• _The exercise_: Copy the records below exactly, leaving out any pictures.

Pages as source code:
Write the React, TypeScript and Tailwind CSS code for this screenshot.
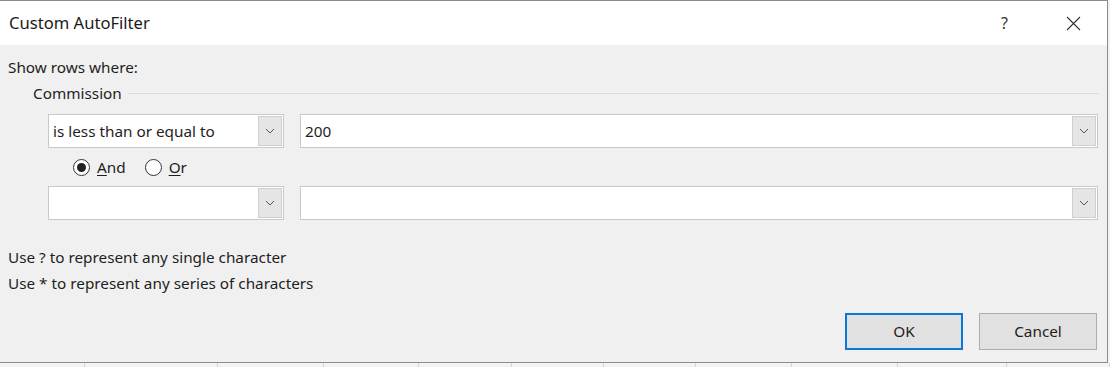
import React from "react";

function Chevron() {
  return (
    <svg width="10" height="6" viewBox="0 0 10 6" fill="none">
      <path d="M1 1l4 4 4-4" stroke="#555" strokeWidth="1" />
    </svg>
  );
}

function DropButton() {
  return (
    <div className="w-[24px] self-stretch flex items-center justify-center bg-[#e5e5e5] border border-[#cfcfcf] m-[1px]">
      <Chevron />
    </div>
  );
}

function Combo({ value, width }: { value?: string; width: string }) {
  return (
    <div className={`${width} h-[34px] flex bg-white border border-[#c9c9c9]`}>
      <div className="flex-1 flex items-center pl-[4px] text-[15.3px] text-[#1e1e1e]">
        {value}
      </div>
      <DropButton />
    </div>
  );
}

function Radio({ checked, label }: { checked?: boolean; label: string }) {
  return (
    <label className="flex items-center gap-[7px]">
      <span className="w-[17px] h-[17px] rounded-full border border-[#333] bg-white flex items-center justify-center">
        {checked && <span className="w-[9px] h-[9px] rounded-full bg-[#222]" />}
      </span>
      <span className="text-[15.3px] text-[#1e1e1e]">
        <span className="underline underline-offset-2">{label[0]}</span>
        {label.slice(1)}
      </span>
    </label>
  );
}

export default function App() {
  return (
    <div
      className="w-[1110px] h-[367px] bg-[#f3f3f3] overflow-hidden flex flex-col"
      style={{ fontFamily: '"Noto Sans", "Open Sans", sans-serif' }}
    >
      <div className="w-[1108px] h-[363px] shrink-0 border-t border-r border-b border-[#8c8c8c] bg-[#f0f0f0] flex flex-col">
        {/* title bar */}
        <div className="h-[44px] bg-white flex items-center pl-[9px] pr-[26px]">
          <span className="text-[16.6px] text-[#1a1a1a] flex-1">Custom AutoFilter</span>
          <span className="text-[16px] text-[#333] mr-[58px]">?</span>
          <svg width="15" height="15" viewBox="0 0 15 15">
            <path d="M1 1l13 13M14 1L1 14" stroke="#333" strokeWidth="1.1" />
          </svg>
        </div>

        <div className="flex flex-col text-[15.3px] text-[#1e1e1e]">
          <div className="mt-[12px] pl-[8px] h-[20px] leading-[20px]">Show rows where:</div>

          <div className="mt-[6px] h-[20px] flex items-center pl-[33px] pr-[8px]">
            <span className="leading-[20px]">Commission</span>
            <div className="flex-1 h-px bg-[#dcdcdc] ml-[6px]" />
          </div>

          <div className="mt-[11px] pl-[48px] flex gap-[16px]">
            <Combo width="w-[236px]" value="is less than or equal to" />
            <Combo width="w-[798px]" value="200" />
          </div>

          <div className="mt-[9px] h-[20px] pl-[73px] flex items-center gap-[19px]">
            <Radio checked label="And" />
            <Radio label="Or" />
          </div>

          <div className="mt-[9px] pl-[48px] flex gap-[16px]">
            <Combo width="w-[236px]" />
            <Combo width="w-[798px]" />
          </div>

          <div className="mt-[27px] pl-[8px] h-[20px] leading-[20px]">
            Use ? to represent any single character
          </div>
          <div className="mt-[6px] pl-[8px] h-[20px] leading-[20px]">
            Use * to represent any series of characters
          </div>

          <div className="mt-[20px] flex justify-end gap-[16px] pr-[10px]">
            <button className="w-[118px] h-[37px] bg-[#e1e1e1] border-2 border-[#0a78d4] text-[15.3px] text-[#1e1e1e]">
              OK
            </button>
            <button className="w-[118px] h-[37px] bg-[#e1e1e1] border border-[#adadad] text-[15.3px] text-[#1e1e1e]">
              Cancel
            </button>
          </div>
        </div>
      </div>
      <div className="flex-1 flex bg-[#f4f4f4]">
        {[93, 145, 116, 104, 102, 100, 101, 104, 116, 120, 112].map((w, i) => (
          <div key={i} className="border-r border-[#d4d4d4]" style={{ width: w }} />
        ))}
      </div>
    </div>
  );
}
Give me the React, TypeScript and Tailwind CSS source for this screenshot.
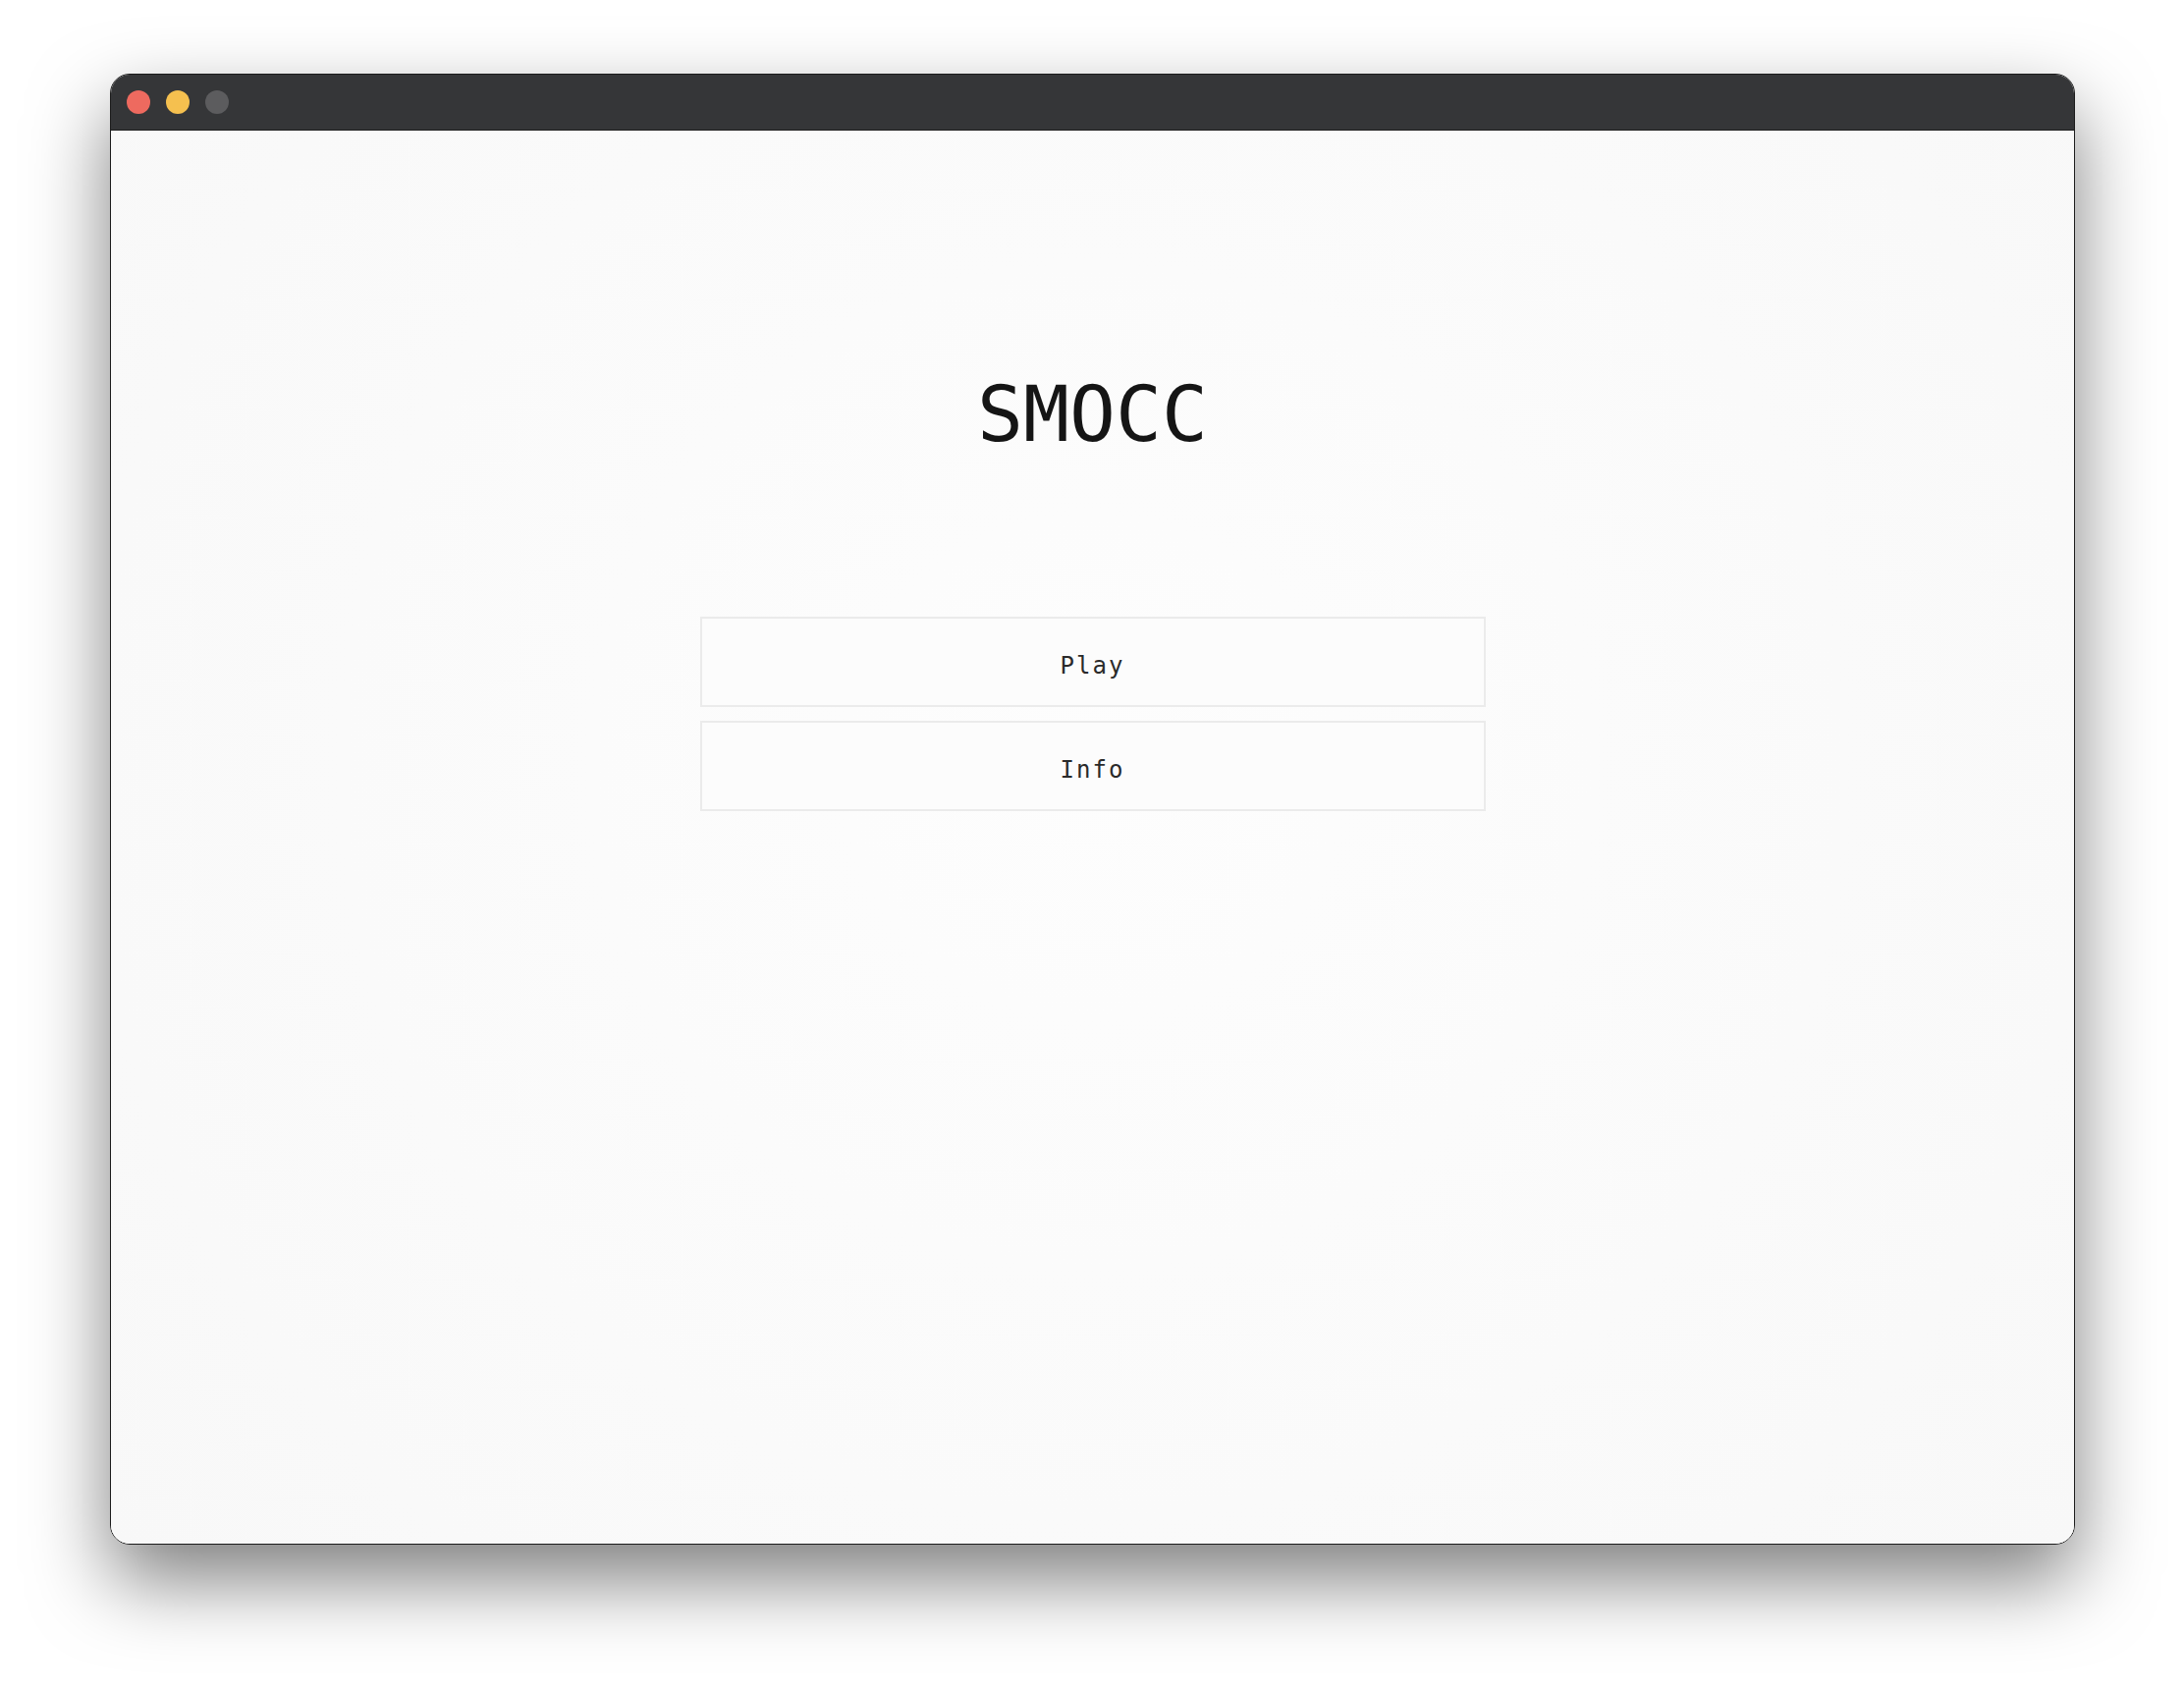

• _Response_:
Write the React, TypeScript and Tailwind CSS code for this screenshot.
import React from "react";

function Chevron() {
  return (
    <svg width="10" height="6" viewBox="0 0 10 6" fill="none">
      <path d="M1 1l4 4 4-4" stroke="#555" strokeWidth="1" />
    </svg>
  );
}

function DropButton() {
  return (
    <div className="w-[24px] self-stretch flex items-center justify-center bg-[#e5e5e5] border border-[#cfcfcf] m-[1px]">
      <Chevron />
    </div>
  );
}

function Combo({ value, width }: { value?: string; width: string }) {
  return (
    <div className={`${width} h-[34px] flex bg-white border border-[#c9c9c9]`}>
      <div className="flex-1 flex items-center pl-[4px] text-[15.3px] text-[#1e1e1e]">
        {value}
      </div>
      <DropButton />
    </div>
  );
}

function Radio({ checked, label }: { checked?: boolean; label: string }) {
  return (
    <label className="flex items-center gap-[7px]">
      <span className="w-[17px] h-[17px] rounded-full border border-[#333] bg-white flex items-center justify-center">
        {checked && <span className="w-[9px] h-[9px] rounded-full bg-[#222]" />}
      </span>
      <span className="text-[15.3px] text-[#1e1e1e]">
        <span className="underline underline-offset-2">{label[0]}</span>
        {label.slice(1)}
      </span>
    </label>
  );
}

export default function App() {
  return (
    <div
      className="w-[1110px] h-[367px] bg-[#f3f3f3] overflow-hidden flex flex-col"
      style={{ fontFamily: '"Noto Sans", "Open Sans", sans-serif' }}
    >
      <div className="w-[1108px] h-[363px] shrink-0 border-t border-r border-b border-[#8c8c8c] bg-[#f0f0f0] flex flex-col">
        {/* title bar */}
        <div className="h-[44px] bg-white flex items-center pl-[9px] pr-[26px]">
          <span className="text-[16.6px] text-[#1a1a1a] flex-1">Custom AutoFilter</span>
          <span className="text-[16px] text-[#333] mr-[58px]">?</span>
          <svg width="15" height="15" viewBox="0 0 15 15">
            <path d="M1 1l13 13M14 1L1 14" stroke="#333" strokeWidth="1.1" />
          </svg>
        </div>

        <div className="flex flex-col text-[15.3px] text-[#1e1e1e]">
          <div className="mt-[12px] pl-[8px] h-[20px] leading-[20px]">Show rows where:</div>

          <div className="mt-[6px] h-[20px] flex items-center pl-[33px] pr-[8px]">
            <span className="leading-[20px]">Commission</span>
            <div className="flex-1 h-px bg-[#dcdcdc] ml-[6px]" />
          </div>

          <div className="mt-[11px] pl-[48px] flex gap-[16px]">
            <Combo width="w-[236px]" value="is less than or equal to" />
            <Combo width="w-[798px]" value="200" />
          </div>

          <div className="mt-[9px] h-[20px] pl-[73px] flex items-center gap-[19px]">
            <Radio checked label="And" />
            <Radio label="Or" />
          </div>

          <div className="mt-[9px] pl-[48px] flex gap-[16px]">
            <Combo width="w-[236px]" />
            <Combo width="w-[798px]" />
          </div>

          <div className="mt-[27px] pl-[8px] h-[20px] leading-[20px]">
            Use ? to represent any single character
          </div>
          <div className="mt-[6px] pl-[8px] h-[20px] leading-[20px]">
            Use * to represent any series of characters
          </div>

          <div className="mt-[20px] flex justify-end gap-[16px] pr-[10px]">
            <button className="w-[118px] h-[37px] bg-[#e1e1e1] border-2 border-[#0a78d4] text-[15.3px] text-[#1e1e1e]">
              OK
            </button>
            <button className="w-[118px] h-[37px] bg-[#e1e1e1] border border-[#adadad] text-[15.3px] text-[#1e1e1e]">
              Cancel
            </button>
          </div>
        </div>
      </div>
      <div className="flex-1 flex bg-[#f4f4f4]">
        {[93, 145, 116, 104, 102, 100, 101, 104, 116, 120, 112].map((w, i) => (
          <div key={i} className="border-r border-[#d4d4d4]" style={{ width: w }} />
        ))}
      </div>
    </div>
  );
}
Give me the React, TypeScript and Tailwind CSS source for this screenshot.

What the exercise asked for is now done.